Question

The polynomial $$p(x)=(a x+b)^{3}$$ leaves a remainder of -1 when divided by $$x+1,$$ and a remainder of 27 when divided by $$x-2 .$$ Find the values of the real numbers $$a$$ and $$b$$

Answer

**step1** Understanding the Problem and Applying the Remainder Theorem

The problem provides a polynomial function in the form $$p(x) = (ax+b)^3$$. We are given information about the remainders when this polynomial is divided by two different linear expressions.
A fundamental concept in polynomial division is the Remainder Theorem, which states that if a polynomial $$p(x)$$ is divided by $$(x-c)$$, the remainder is equal to $$p(c)$$.
First, we are told that when $$p(x)$$ is divided by $$x+1$$, the remainder is $$-1$$.
According to the Remainder Theorem, since $$x+1$$ can be written as $$x-(-1)$$, the remainder is $$p(-1)$$.
So, we have the condition $$p(-1) = -1$$.
Now, we substitute $$x=-1$$ into the expression for $$p(x)$$:
$$p(-1) = (a(-1)+b)^3 = (-a+b)^3$$
This leads to our first equation:
$$(-a+b)^3 = -1$$

**step2** Deriving the First Linear Equation

We have the equation $$(-a+b)^3 = -1$$. To find the value of the expression $$(-a+b)$$, we need to determine which number, when cubed (multiplied by itself three times), results in $$-1$$.
The number is $$-1$$, because $$(-1) \times (-1) \times (-1) = (1) \times (-1) = -1$$.
Therefore, we can simplify the equation to:
$$-a+b = -1$$
This is our first linear equation involving the unknown real numbers $$a$$ and $$b$$.

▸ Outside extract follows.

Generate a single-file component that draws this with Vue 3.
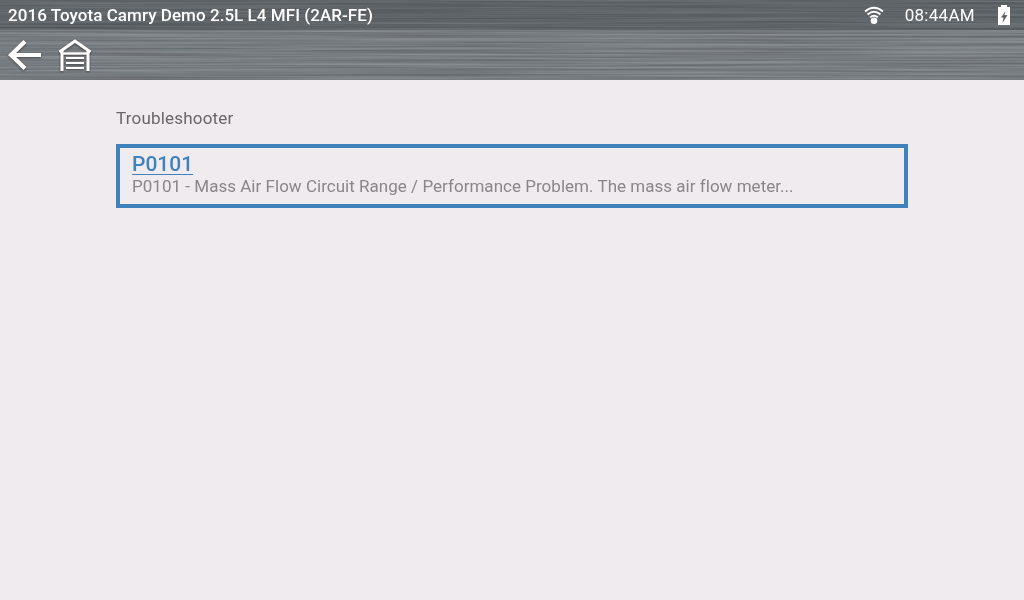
<script setup>
const title = '2016 Toyota Camry Demo 2.5L L4 MFI (2AR-FE)'
</script>

<template>
  <div class="screen">
    <header class="head">
      <svg class="metal" width="1024" height="80" viewBox="0 0 1024 80" aria-hidden="true">
        <defs>
          <filter id="brush" x="0" y="0" width="100%" height="100%" color-interpolation-filters="sRGB">
            <feTurbulence type="fractalNoise" baseFrequency="0.0035 0.55" numOctaves="3" seed="7" />
            <feColorMatrix type="matrix" values="1.7 0 0 0 -0.35 1.7 0 0 0 -0.35 1.7 0 0 0 -0.35 0 0 0 0 1" />
          </filter>
        </defs>
        <rect width="1024" height="30" fill="#5f6468" />
        <rect y="30" width="1024" height="50" fill="#777c80" />
        <rect class="grain" width="1024" height="80" filter="url(#brush)" />
      </svg>
      <div class="status">
        <span class="title">{{ title }}</span>
        <div class="status-right">
          <svg class="wifi" width="20" height="18" viewBox="0 0 20 18">
            <g fill="none" stroke="#fff" stroke-width="2">
              <path d="M1 5.500Q10 -2 19 5.500" />
              <path d="M3.600 8.500Q10 3 16.400 8.500" />
              <path d="M6.200 11.300Q10 8.200 13.800 11.300" />
            </g>
            <circle cx="10" cy="14.700" r="3.300" fill="#fff" />
          </svg>
          <span class="time">08:44AM</span>
          <svg class="batt" width="12" height="20" viewBox="0 0 12 20">
            <path fill="#fff" fill-rule="evenodd" d="M3 0h6v2h3v18H0V2h3zM7.500 6L3 12.500h2.500L4.500 18l5-8H6.500z" />
          </svg>
        </div>
      </div>
      <div class="tools">
        <svg class="glyph" width="36" height="34" viewBox="0 0 36 34">
          <path d="M18 3.500L4 17 18 30.500M5 17h29" fill="none" stroke="#fff" stroke-width="4.200" stroke-linejoin="miter" />
        </svg>
        <svg class="glyph" width="34" height="34" viewBox="0 0 34 34">
          <path d="M1.500 14L17 3 32.500 14" fill="none" stroke="#fff" stroke-width="3" />
          <path d="M2.500 13h3v20h-3zM28.500 13h3v20h-3z" fill="#fff" />
          <path d="M5 15.500h24" stroke="#fff" stroke-width="2.400" fill="none" />
          <path d="M8 20h18M8 25h18M8 30h18" stroke="#fff" stroke-width="2.200" fill="none" />
        </svg>
      </div>
    </header>
    <main class="body">
      <h1 class="crumb">Troubleshooter</h1>
      <div class="card">
        <a class="code">P0101</a>
        <p class="desc">P0101 - Mass Air Flow Circuit Range / Performance Problem. The mass air flow meter...</p>
      </div>
    </main>
  </div>
</template>

<style scoped>
.screen {
  width: 1024px;
  height: 600px;
  display: flex;
  flex-direction: column;
  background: #efebee;
  font-family: Roboto, "Liberation Sans", sans-serif;
  overflow: hidden;
}
.head {
  position: relative;
  height: 80px;
  flex: none;
  display: flex;
  flex-direction: column;
}
.metal {
  position: absolute;
  inset: 0;
  display: block;
}
.grain {
  opacity: .14;
  mix-blend-mode: overlay;
}
.status {
  position: relative;
  height: 30px;
  flex: none;
  display: flex;
  align-items: center;
  justify-content: space-between;
  padding: 0 14px 0 8px;
}
.title {
  color: #fff;
  font-size: 17px;
  font-weight: 500;
  letter-spacing: .05px;
}
.status-right {
  display: flex;
  align-items: center;
}
.wifi { margin-right: 21px; }
.time {
  color: #fff;
  font-size: 17px;
  letter-spacing: .3px;
  margin-right: 23px;
}
.tools {
  position: relative;
  height: 50px;
  flex: none;
  display: flex;
  align-items: center;
  padding: 0 0 0 7px;
  gap: 15px;
}
.glyph { filter: drop-shadow(0 1px 1px rgba(0,0,0,.45)); }
.body {
  flex: 1;
  padding: 27px 116px 0;
}
.crumb {
  margin: 0 0 15px;
  font-size: 17px;
  line-height: 22px;
  font-weight: 400;
  color: #6a6668;
  letter-spacing: .2px;
}
.card {
  height: 64px;
  box-sizing: border-box;
  border: 4px solid #3f82bc;
  padding: 4px 12px 0;
  display: flex;
  flex-direction: column;
  align-items: flex-start;
}
.code {
  font-size: 21px;
  line-height: 24px;
  font-weight: 500;
  color: #3f82bc;
  text-decoration: underline;
  text-decoration-thickness: 1px;
  text-underline-offset: 3px;
}
.desc {
  margin: 0;
  font-size: 17px;
  line-height: 21px;
  color: #8a8689;
  letter-spacing: .025px;
}
</style>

**step3** Applying the Remainder Theorem for the Second Condition

Next, the problem states that when $$p(x)$$ is divided by $$x-2$$, the remainder is $$27$$.
Applying the Remainder Theorem again, since the divisor is $$x-2$$, the remainder is $$p(2)$$.
So, we have the condition $$p(2) = 27$$.
Now, we substitute $$x=2$$ into the expression for $$p(x)$$:
$$p(2) = (a(2)+b)^3 = (2a+b)^3$$
This leads to our second equation:
$$(2a+b)^3 = 27$$

**step4** Deriving the Second Linear Equation

We have the equation $$(2a+b)^3 = 27$$. To find the value of the expression $$(2a+b)$$, we need to determine which number, when cubed, results in $$27$$.
The number is $$3$$, because $$3 \times 3 \times 3 = 9 \times 3 = 27$$.
Therefore, we can simplify the equation to:
$$2a+b = 3$$
This is our second linear equation involving the unknown real numbers $$a$$ and $$b$$.

**step5** Setting up a System of Equations

Now we have a system of two linear equations based on the information provided:
Equation 1: $$-a+b = -1$$
Equation 2: $$2a+b = 3$$
Our goal is to find the unique values for $$a$$ and $$b$$ that satisfy both of these equations simultaneously.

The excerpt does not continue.